I examined the lock on the door on Wednesday evening to see if there was any possible chance of it opening accidentally. The spring is strong and the catch moves easily. A dozen experimental attempts showed that it is impossible with this lock for the catch to jam in any way and later allow the door to swing open. In addition, the hanging of the door is good so that in any position it stays where it is put, unlike some doors which will swing open or close owing to bad alignment of the hinges.
The young woman was spending the day with Mrs Fisher, who was out at the time, and had hitherto been quite sceptical about any ghostly manifestations. For Mrs Fisher herself, these have become far less frequent, but have also changed their character.
One day, about a fortnight ago, she felt what seemed like a cold hand touching her face as she sat in an armchair and which went on as she moved from chair to chair in an effort to escape it. This occurred late in the evening, and when she went to bed the ghostly touch followed her there and she felt it several times on her back before it desisted. Another recent manifestation was the sudden clashing of a row of saucepans hanging from hooks in the kitchen as they swung violently against each other for no apparent reason. “Sometimes I can sense a presence in the room even if there is nothing to see or hear,” said Mrs Fisher. In the meantime, she goes on living in the house, frightened as she is at times. Would you?
Chatham, Rochester, and Brompton Observer, 11th November 1955.
‘The Most Haunted House in Kent’
says Mr Sanders of Mrs June Fisher’s Chatham home
But he has a new theory to account for some of it.
Last week we reported the latest unusual happenings in the “haunted” house at Magpie Hall Road, Chatham, occupied by Mrs June Fisher. A visitor to the house last Wednesday afternoon told of the unaccountable opening on several occasions of a door that had been securely fastened.
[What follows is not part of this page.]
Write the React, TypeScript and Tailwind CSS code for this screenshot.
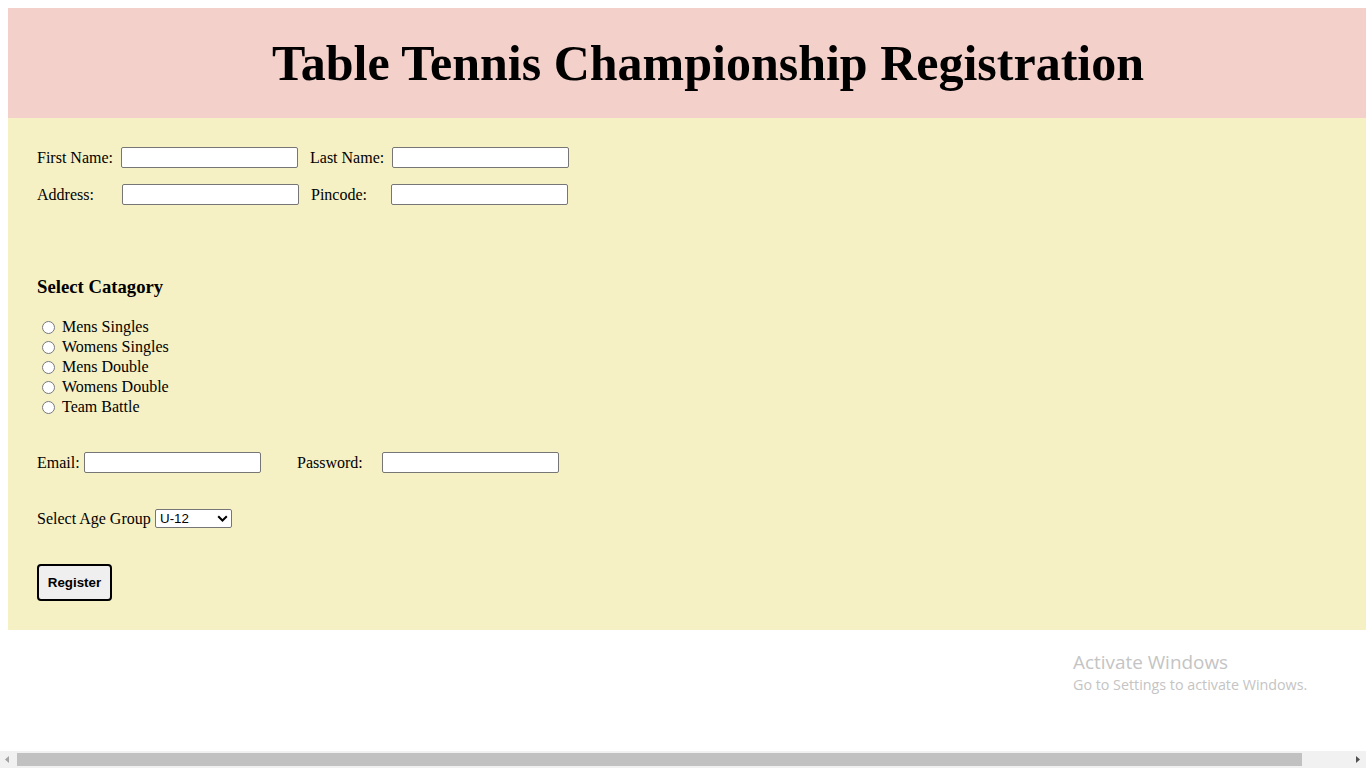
import React from "react";

const inputCls =
  "block h-[21px] w-[177px] rounded-[2px] border border-[#767676] bg-white px-[2px] text-[13.33px] font-['Liberation_Sans',Arial,sans-serif]";

function Radio({ label }: { label: string }) {
  return (
    <div className="flex h-[20px] items-center">
      <input type="radio" name="category" className="m-0 ml-[5px] mr-[3px] h-[13px] w-[13px]" />
      <span className="ml-[4px] leading-[20px]">{label}</span>
    </div>
  );
}

export default function App() {
  return (
    <div className="relative h-screen w-screen overflow-hidden bg-white font-['Liberation_Serif','Times_New_Roman',serif] text-[16px] text-black">
      <div className="w-[1416px] p-2">
        <div className="flex h-[110px] items-center justify-center bg-[#f4d0ca]">
          <h1 className="text-[50px] font-bold leading-[55px]">Table Tennis Championship Registration</h1>
        </div>
        <div className="bg-[#f6f1c4] px-[29px] py-[29px]">
          <div className="flex h-[21px] items-center">
            <span className="w-[84px] -translate-y-[0.5px]">First Name:</span>
            <input type="text" className={inputCls} />
            <span className="ml-[12px] w-[82px] -translate-y-[0.5px]">Last Name:</span>
            <input type="text" className={inputCls} />
          </div>
          <div className="mt-[16px] flex h-[21px] items-center">
            <span className="w-[85px] -translate-y-[0.5px]">Address:</span>
            <input type="text" className={inputCls} />
            <span className="ml-[12px] w-[80px] -translate-y-[0.5px]">Pincode:</span>
            <input type="text" className={inputCls} />
          </div>

          <h3 className="mt-[71px] h-[22px] text-[18.72px] font-bold leading-[22px]">Select Catagory</h3>

          <div className="mt-[19px]">
            <Radio label="Mens Singles" />
            <Radio label="Womens Singles" />
            <Radio label="Mens Double" />
            <Radio label="Womens Double" />
            <Radio label="Team Battle" />
          </div>

          <div className="mt-[35px] flex h-[21px] items-center">
            <span className="w-[47px]">Email:</span>
            <input type="text" className={inputCls} />
            <span className="ml-[36px] w-[85px]">Password:</span>
            <input type="password" className={inputCls} />
          </div>

          <div className="mt-[36px] flex h-[19px] items-center">
            <span className="w-[118px]">Select Age Group</span>
            <div className="relative h-[19px] w-[77px]">
              <select className="block h-full w-full appearance-none rounded-[2px] border border-[#767676] bg-white pl-[4px] text-[13.33px] leading-[17px] text-black font-['Liberation_Sans',Arial,sans-serif]">
                <option>U-12</option>
                <option>U-15</option>
                <option>U-18</option>
                <option>Open</option>
              </select>
              <svg
                className="pointer-events-none absolute right-[4px] top-[6px]"
                width="11"
                height="7"
                viewBox="0 0 11 7"
              >
                <path d="M1.2 1.2 L5.5 5.5 L9.8 1.2" fill="none" stroke="#000" strokeWidth="2" />
              </svg>
            </div>
          </div>

          <button
            type="button"
            className="mt-[36px] flex h-[37px] w-[75px] items-center justify-center rounded-[4px] border-2 border-black bg-[#efefef] text-[13.33px] font-bold font-['Liberation_Sans',Arial,sans-serif]"
          >
            Register
          </button>
        </div>
      </div>

      <div className="pointer-events-none absolute left-[1073px] top-[649px] font-['Open_Sans','Noto_Sans',sans-serif] text-[#c4c4c4]">
        <div className="text-[18.9px] leading-[26px]">Activate Windows</div>
        <div className="text-[14.3px] leading-[19px]">Go to Settings to activate Windows.</div>
      </div>

      <div className="absolute bottom-0 left-0 h-[17px] w-full bg-[#f1f1f1]">
        <div className="absolute left-[17px] top-[2px] h-[13px] w-[1285px] bg-[#c1c1c1]" />
        <svg className="absolute left-[5px] top-[5px]" width="4" height="7" viewBox="0 0 4 7">
          <path d="M4 0 L0 3.5 L4 7 Z" fill="#a3a3a3" />
        </svg>
        <svg className="absolute left-[1356px] top-[5px]" width="4" height="7" viewBox="0 0 4 7">
          <path d="M0 0 L4 3.5 L0 7 Z" fill="#505050" />
        </svg>
      </div>
    </div>
  );
}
Mrs Fisher herself told of experiencing what seemed like a cold hand touching her face as she moved about the house.
Mr Frederick Sanders of Chatham, an expert in psychical research, who has been investigating the case for several months past, now says that this is “the most haunted house I have ever encountered in some 20 years of ghost hunting in all parts of Kent. It has everything known to scientific psychical research.” The most recent happenings (of the door and the hand) add complexity to the already accumulated “ghost” phenomena that has manifested itself during the past eight months, he says.
These, Mr Sanders details as follows: Knocks, bumps, thumps, bangs, scratchings, scrapings, sounds of footsteps and voices, rattlings, whirrings, shakings, the unaided movement of pots and pans and a loaf of bread, the opening of a door, the touch of freezing fingers, the plucking of bed mattress springs, the violent handling of the lock of a bedroom door, the glow of small, swiftly moving lights.
The appearance of a human-like form derived from a phosphorescent emanation, and the extraordinary appearance of two different “spirit” faces captured by flashlight photography. To these, says Mr Sanders, must be added the movement of small objects from the dressing table in Mrs Fisher’s bedroom, and the weird feeling that some unseen presence moves about from room to room, as if in permanent residence.
Since August, Mr Sanders has been carrying out “back room” research into the phenomena encountered in what he describes as “this home-from-home of lost phantoms.” To check up on his “boffins” conclusions he consulted last Saturday morning, the Borough Surveyor’s department at Chatham Town Hall. His object was to correlate the theories he had formed about the house. He was able to examine maps showing the position of houses and underground flood-water and sewerage systems in the Magpie Hall Road area. He was also able to glean certain technical information relative to these systems. From this, he says, he was able to form a very good understanding of much of the phenomena made apparent in Mrs Fisher’s home.
He had hoped that an explanation would lie in the sudden passage of a great volume of flood water through a very wide pipe route below the area. This theory was abandoned when he learned that the great flood-water conduit installed many years ago runs nowhere near the “haunted” house. And such underground pipes as there are in the vicinity would not carry water in such a way as to cause movement by vibration. But this apart, continues Mr Sanders, water can play a very great part in the “haunting” of houses.
“In older properties, such as that at Magpie Hall Road, where foundations may be sinking or damp courses almost destroyed, the downward movement of the foundations causes the house to sink, thereby putting terrific pressure on the framework of doors and windows. The passing of heavy traffic, such as large passenger buses in a narrow thoroughfare, will set up strong vibrations, cuasing rattling and creaking of such windows and doors. Where these vehicles, at speed, pass over depressions in a road, the resultant shocks will cause house brickwork to ‘jump up’ , thereby allowing doors and windows under compression, when the tension is momentarily taken off, to open of their own free will. In the case of old foundations, where damp courses are almost destoryed, prolonged periods of stormy weather tend to absorb moisture and to swell, so causing peculiar structural movements throughout a house. If this should occur in only part of the foundation, then that particular side of the house will be slightly higher than the rest. This is evidently what has occurred at Mrs Fisher’s ‘haunted’ house,” says Mr Sanders.
“The rattling and shaking of doors and windows and the sudden mysterious opening of a door is due to sinkage and extra vibration. The roadway here is not too wide, and the passage of heavy vehicles causes much of the ‘ghost’ phenomena. In 1908 it was said of Louis de Rougemont’s amazing adventures that ‘Truth is stranger than Fiction, but de Rougemont is stranger than both.’ We can now say that the ‘House of the Frightened Lady,’ at Chatham, is stranger than all three!”

The Fisher House in Magpie Hall Road, Chatham, where many strange happenings have been reported in recent months.
Chatham, Rochester and Brompton Observer, 18th November 1955.